Good residuals should show no pattern — they should scatter randomly around zero.

3D Surface: RSS as a Function of \(\beta_0\) and \(\beta_1\)

Inference on the Slope

We can test whether \(X\) has a statistically significant linear effect on \(Y\):

\[H_0: \beta_1 = 0 \quad \text{vs.} \quad H_a: \beta_1 \neq 0\]

The test statistic is:

\[t = \frac{\hat{\beta}_1}{\text{SE}(\hat{\beta}_1)} \sim t_{n-2} \quad \text{under } H_0\]

A 95% confidence interval for the slope is:

\[\hat{\beta}_1 \pm t^*_{n-2} \cdot \text{SE}(\hat{\beta}_1)\]
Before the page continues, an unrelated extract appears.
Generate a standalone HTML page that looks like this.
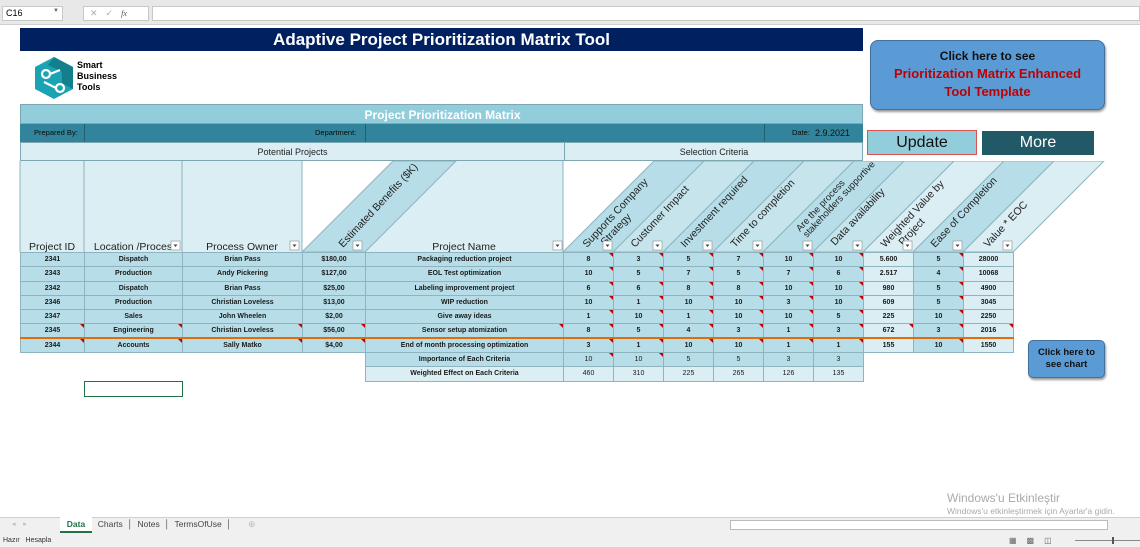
<!DOCTYPE html>
<html><head><meta charset="utf-8"><style>
*{margin:0;padding:0;box-sizing:border-box}
body{width:1140px;height:547px;position:relative;background:#fff;font-family:"Liberation Sans",sans-serif;overflow:hidden}
.a{position:absolute}
table{border-collapse:collapse;table-layout:fixed}
td{border:1px solid #8fb4bf;height:14.3px;font-size:7px;font-weight:bold;text-align:center;color:#1a1a1a;padding:0;position:relative;white-space:nowrap;overflow:hidden}
.l{background:#daeef3}
.m{background:#b7dee8}
.r:after{content:"";position:absolute;right:0;top:0;border-top:4px solid #c00000;border-left:4px solid transparent}
</style></head><body>
<div class="a" style="left:0;top:0;width:1140px;height:25px;background:#e8e8e8;border-bottom:1px solid #d0d0d0"></div>
<div class="a" style="left:2px;top:6px;width:61px;height:15px;background:#fff;border:1px solid #c8c8c8;font-size:9px;padding:1px 3px">C16<span style="float:right;font-size:6px;color:#666">▼</span></div>
<div class="a" style="left:83px;top:6px;width:66px;height:15px;background:#fff;border:1px solid #c8c8c8;font-size:9px;color:#aaa;padding:1px 6px;letter-spacing:8px">✕✓<i style="font-family:'Liberation Serif';color:#555;letter-spacing:0;font-size:8px">fx</i></div>
<div class="a" style="left:152px;top:6px;width:988px;height:15px;background:#fff;border:1px solid #c8c8c8"></div>
<div class="a" style="left:20px;top:28px;width:843px;height:23px;background:#002060;color:#fff;font-weight:bold;font-size:17px;text-align:center;line-height:23px">Adaptive Project Prioritization Matrix Tool</div>
<svg class="a" style="left:34px;top:56px" width="40" height="44" viewBox="0 0 40 44">
<polygon points="20,1 39,11 39,33 20,43 1,33 1,11" fill="#1aa3b3"/>
<polygon points="20,1 39,11 39,33 28,27 28,16 14,9" fill="#137f8c"/>
<circle cx="12" cy="18" r="4" fill="none" stroke="#fff" stroke-width="2.2"/>
<circle cx="26" cy="32" r="4" fill="none" stroke="#fff" stroke-width="2.2"/>
<path d="M16 18 L26 14 M22 32 L10 26" stroke="#fff" stroke-width="2.2"/>
</svg>
<div class="a" style="left:77px;top:60px;font-size:9px;font-weight:900;line-height:11px;color:#000">Smart<br>Business<br>Tools</div>
<div class="a" style="left:870px;top:40px;width:235px;height:70px;background:#5b9bd5;border:1px solid #41719c;border-radius:8px;box-shadow:1px 2px 2px #999;text-align:center;font-weight:bold;font-size:12px;line-height:17px;padding-top:7px;color:#111">Click here to see<br><span style="color:#c00000;font-size:13px">Prioritization Matrix Enhanced<br>Tool Template</span></div>
<div class="a" style="left:20px;top:104px;width:843px;height:20px;background:#92cddc;color:#fff;font-weight:bold;font-size:12px;line-height:20px;border:1px solid #7fa7b2"><span class="a" style="left:0;width:843px;text-align:center;padding-left:0">Project Prioritization Matrix</span></div>
<div class="a" style="left:20px;top:124px;width:843px;height:18px;background:#31849b;font-size:7.5px;color:#0a0a0a;line-height:18px">
<span class="a" style="left:14px">Prepared By:</span><span class="a" style="left:64px;top:0;height:18px;border-left:1px solid #245f70"></span>
<span class="a" style="left:295px">Department:</span><span class="a" style="left:345px;top:0;height:18px;border-left:1px solid #245f70"></span>
<span class="a" style="left:744px;top:0;height:18px;border-left:1px solid #245f70"></span>
<span class="a" style="left:772px">Date:</span><span class="a" style="left:795px;font-size:9px;color:#111">2.9.2021</span></div>
<div class="a" style="left:20px;top:142px;width:843px;height:19px;background:#daeef3;border:1px solid #7fa7b2;font-size:9px;line-height:18px;color:#222">
<span class="a" style="left:0;width:543px;text-align:center">Potential Projects</span><span class="a" style="left:543px;top:0;height:18px;border-left:1px solid #7fa7b2"></span><span class="a" style="left:543px;width:300px;text-align:center">Selection Criteria</span></div>
<div class="a" style="left:867px;top:130px;width:110px;height:25px;background:#92cddc;border:1px solid #d9534f;font-size:16px;text-align:center;line-height:23px;color:#111">Update</div>
<div class="a" style="left:982px;top:131px;width:112px;height:24px;background:#215967;font-size:16px;text-align:center;line-height:23px;color:#fff">More</div>
<svg class="a" style="left:0;top:161px" width="1140" height="92" viewBox="0 161 1140 92">
<rect x="20" y="161" width="282" height="91" fill="#daeef3"/>
<polygon points="365,252 563,252 563,161 456,161" fill="#daeef3"/>
<g stroke="#8fb4bf" stroke-width="1">
<line x1="20" y1="161" x2="20" y2="252"/><line x1="84" y1="161" x2="84" y2="252"/><line x1="182" y1="161" x2="182" y2="252"/><line x1="302" y1="161" x2="302" y2="252"/>
</g>
<polygon points="302,252 365,252 456,161 393,161" fill="#b7dee8" stroke="#8fb4bf"/>
<g stroke="#8fb4bf" stroke-width="1">
<polygon points="563,252 613,252 704,161 654,161" fill="#b7dee8"/>
<polygon points="613,252 663,252 754,161 704,161" fill="#c5e4ec"/>
<polygon points="663,252 713,252 804,161 754,161" fill="#b7dee8"/>
<polygon points="713,252 763,252 854,161 804,161" fill="#c5e4ec"/>
<polygon points="763,252 813,252 904,161 854,161" fill="#b7dee8"/>
<polygon points="813,252 863,252 954,161 904,161" fill="#c5e4ec"/>
<polygon points="863,252 913,252 1004,161 954,161" fill="#daeef3"/>
<polygon points="913,252 963,252 1054,161 1004,161" fill="#b7dee8"/>
<polygon points="963,252 1013,252 1104,161 1054,161" fill="#daeef3"/>
</g>
<line x1="563" y1="161" x2="563" y2="252" stroke="#8fb4bf"/>
<g font-family="Liberation Sans" font-size="10.5" fill="#222">
<text x="52" y="250" text-anchor="middle">Project ID</text>
<text x="133" y="250" text-anchor="middle">Location /Proces</text>
<text x="242" y="250" text-anchor="middle">Process Owner</text>
<text x="464" y="250" text-anchor="middle">Project Name</text>
<text transform="translate(343,248) rotate(-47)">Estimated Benefits ($K)</text>
<text transform="translate(587,248) rotate(-47)">Supports Company</text>
<text transform="translate(605,246) rotate(-47)">Strategy</text>
<text transform="translate(635,248) rotate(-47)">Customer Impact</text>
<text transform="translate(685,248) rotate(-47)">Investment required</text>
<text transform="translate(735,248) rotate(-47)">Time to completion</text>
<text transform="translate(800,232) rotate(-47)" font-size="9.5">Are the process</text>
<text transform="translate(807,238) rotate(-47)" font-size="9.5">stakeholders supportive</text>
<text transform="translate(835,246) rotate(-47)">Data availability</text>
<text transform="translate(885,248) rotate(-47)">Weighted Value by</text>
<text transform="translate(903,246) rotate(-47)">Project</text>
<text transform="translate(935,248) rotate(-47)">Ease of Completion</text>
<text transform="translate(988,248) rotate(-47)">Value * EOC</text>
</g>
<g id="fb">
<g fill="#fff" stroke="#999" stroke-width="0.7">
<rect x="171" y="241" width="9" height="9"/><rect x="290" y="241" width="9" height="9"/><rect x="353" y="241" width="9" height="9"/><rect x="553" y="241" width="9" height="9"/>
<rect x="603" y="241" width="9" height="9"/><rect x="653" y="241" width="9" height="9"/><rect x="703" y="241" width="9" height="9"/><rect x="753" y="241" width="9" height="9"/><rect x="803" y="241" width="9" height="9"/><rect x="853" y="241" width="9" height="9"/><rect x="903" y="241" width="9" height="9"/><rect x="953" y="241" width="9" height="9"/><rect x="1003" y="241" width="9" height="9"/>
</g>
<g fill="#444">
<path d="M173.5 244.5h4l-2 2.5z"/><path d="M292.5 244.5h4l-2 2.5z"/><path d="M355.5 244.5h4l-2 2.5z"/><path d="M555.5 244.5h4l-2 2.5z"/>
<path d="M605.5 244.5h4l-2 2.5z"/><path d="M655.5 244.5h4l-2 2.5z"/><path d="M705.5 244.5h4l-2 2.5z"/><path d="M755.5 244.5h4l-2 2.5z"/><path d="M805.5 244.5h4l-2 2.5z"/><path d="M855.5 244.5h4l-2 2.5z"/><path d="M905.5 244.5h4l-2 2.5z"/><path d="M955.5 244.5h4l-2 2.5z"/><path d="M1005.5 244.5h4l-2 2.5z"/>
</g>
</g>
</svg>
<table class="a" style="left:20px;top:252px;width:993px">
<colgroup><col style="width:64px"><col style="width:98px"><col style="width:120px"><col style="width:63px"><col style="width:198px"><col style="width:50px"><col style="width:50px"><col style="width:50px"><col style="width:50px"><col style="width:50px"><col style="width:50px"><col style="width:50px"><col style="width:50px"><col style="width:50px"></colgroup>
<tr class="m"><td>2341</td><td>Dispatch</td><td>Brian Pass</td><td>$180,00</td><td>Packaging reduction project</td><td class="r">8</td><td class="r">3</td><td class="r">5</td><td class="r">7</td><td class="r">10</td><td class="r">10</td><td class="l">5.600</td><td class="r">5</td><td class="l">28000</td></tr>
<tr class="m"><td>2343</td><td>Production</td><td>Andy Pickering</td><td>$127,00</td><td>EOL Test optimization</td><td class="r">10</td><td class="r">5</td><td class="r">7</td><td class="r">5</td><td class="r">7</td><td class="r">6</td><td class="l">2.517</td><td class="r">4</td><td class="l">10068</td></tr>
<tr class="m"><td>2342</td><td>Dispatch</td><td>Brian Pass</td><td>$25,00</td><td>Labeling improvement project</td><td class="r">6</td><td class="r">6</td><td class="r">8</td><td class="r">8</td><td class="r">10</td><td class="r">10</td><td class="l">980</td><td class="r">5</td><td class="l">4900</td></tr>
<tr class="m"><td>2346</td><td>Production</td><td>Christian Loveless</td><td>$13,00</td><td>WIP reduction</td><td class="r">10</td><td class="r">1</td><td class="r">10</td><td class="r">10</td><td class="r">3</td><td class="r">10</td><td class="l">609</td><td class="r">5</td><td class="l">3045</td></tr>
<tr class="m"><td>2347</td><td>Sales</td><td>John Wheelen</td><td>$2,00</td><td>Give away ideas</td><td class="r">1</td><td class="r">10</td><td class="r">1</td><td class="r">10</td><td class="r">10</td><td class="r">5</td><td class="l">225</td><td class="r">10</td><td class="l">2250</td></tr>
<tr class="m"><td class="r">2345</td><td class="r">Engineering</td><td class="r">Christian Loveless</td><td class="r">$56,00</td><td class="r">Sensor setup atomization</td><td class="r">8</td><td class="r">5</td><td class="r">4</td><td class="r">3</td><td class="r">1</td><td class="r">3</td><td class="l r">672</td><td class="r">3</td><td class="l r">2016</td></tr>
<tr class="m" style="border-top:2px solid #e26b0a"><td class="r">2344</td><td class="r">Accounts</td><td class="r">Sally Matko</td><td class="r">$4,00</td><td>End of month processing optimization</td><td class="r">3</td><td class="r">1</td><td class="r">10</td><td class="r">10</td><td class="r">1</td><td class="r">1</td><td class="l">155</td><td class="r">10</td><td class="l">1550</td></tr>
</table>
<table class="a" style="left:365px;top:352px;width:498px">
<colgroup><col style="width:198px"><col style="width:50px"><col style="width:50px"><col style="width:50px"><col style="width:50px"><col style="width:50px"><col style="width:50px"></colgroup>
<tr class="m"><td>Importance of Each Criteria</td><td class="r" style="font-weight:normal">10</td><td class="r" style="font-weight:normal">10</td><td style="font-weight:normal">5</td><td style="font-weight:normal">5</td><td style="font-weight:normal">3</td><td style="font-weight:normal">3</td></tr>
<tr class="l"><td>Weighted Effect on Each Criteria</td><td style="font-weight:normal">460</td><td style="font-weight:normal">310</td><td style="font-weight:normal">225</td><td style="font-weight:normal">265</td><td style="font-weight:normal">126</td><td style="font-weight:normal">135</td></tr>
</table>
<div class="a" style="left:1028px;top:340px;width:77px;height:38px;background:#5b9bd5;border:1px solid #41719c;border-radius:5px;box-shadow:1px 2px 2px #999;font-size:9.5px;font-weight:bold;text-align:center;line-height:12px;padding-top:6px;color:#111">Click here to<br>see chart</div>
<div class="a" style="left:84px;top:381px;width:99px;height:16px;border:1.5px solid #217346"></div>
<div class="a" style="left:947px;top:491px;font-size:12px;color:#aaa">Windows'u Etkinleştir</div>
<div class="a" style="left:947px;top:506px;font-size:8.5px;color:#aaa">Windows'u etkinleştirmek için Ayarlar'a gidin.</div>
<div class="a" style="left:0;top:517px;width:1140px;height:16px;background:#f0f0f0;border-top:1px solid #d0d0d0"></div>
<div class="a" style="left:12px;top:520px;font-size:7px;color:#bbb">◂ &nbsp;&nbsp; ▸</div>
<div class="a" style="left:60px;top:517px;width:32px;height:16px;background:#fff;border-bottom:2px solid #217346;font-size:8.5px;font-weight:bold;color:#217346;text-align:center;line-height:14px">Data</div>
<div class="a" style="left:93px;top:519px;font-size:8.5px;color:#444">&nbsp;&nbsp;Charts &nbsp;│ &nbsp;Notes &nbsp;│ &nbsp;TermsOfUse &nbsp;│</div>
<div class="a" style="left:248px;top:519px;font-size:9px;color:#bbb">⊕</div>
<div class="a" style="left:730px;top:520px;width:378px;height:10px;background:#fff;border:1px solid #bbb"></div>
<div class="a" style="left:0;top:533px;width:1140px;height:14px;background:#f0f0f0;font-size:7px;color:#333;padding:4px 3px">Hazır &nbsp;&nbsp;Hesapla</div>
<div class="a" style="left:1009px;top:536px;font-size:8px;color:#666;letter-spacing:10px">▦▩◫</div>
<div class="a" style="left:1075px;top:540px;width:65px;height:1px;background:#888"></div>
<div class="a" style="left:1112px;top:537px;width:2px;height:7px;background:#555"></div>
</body></html>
## 95% CI for β₁: (4.357,  5.715)

Since zero is not in this interval, we reject \(H_0\) — study hours significantly predict exam score.

Key Takeaways

SLR models a linear relationship: \(\hat{Y} = \hat{\beta}_0 + \hat{\beta}_1 X\)
OLS minimizes \(\sum(Y_i - \hat{Y}_i)^2\) to estimate parameters
\(R^2\) tells us how much variance is explained
Residual plots and Q-Q plots validate model assumptions
The \(t\)-test on \(\hat{\beta}_1\) tests whether the relationship is statistically real

SLR is the building block for multiple regression, generalized linear models, and most predictive modeling pipelines.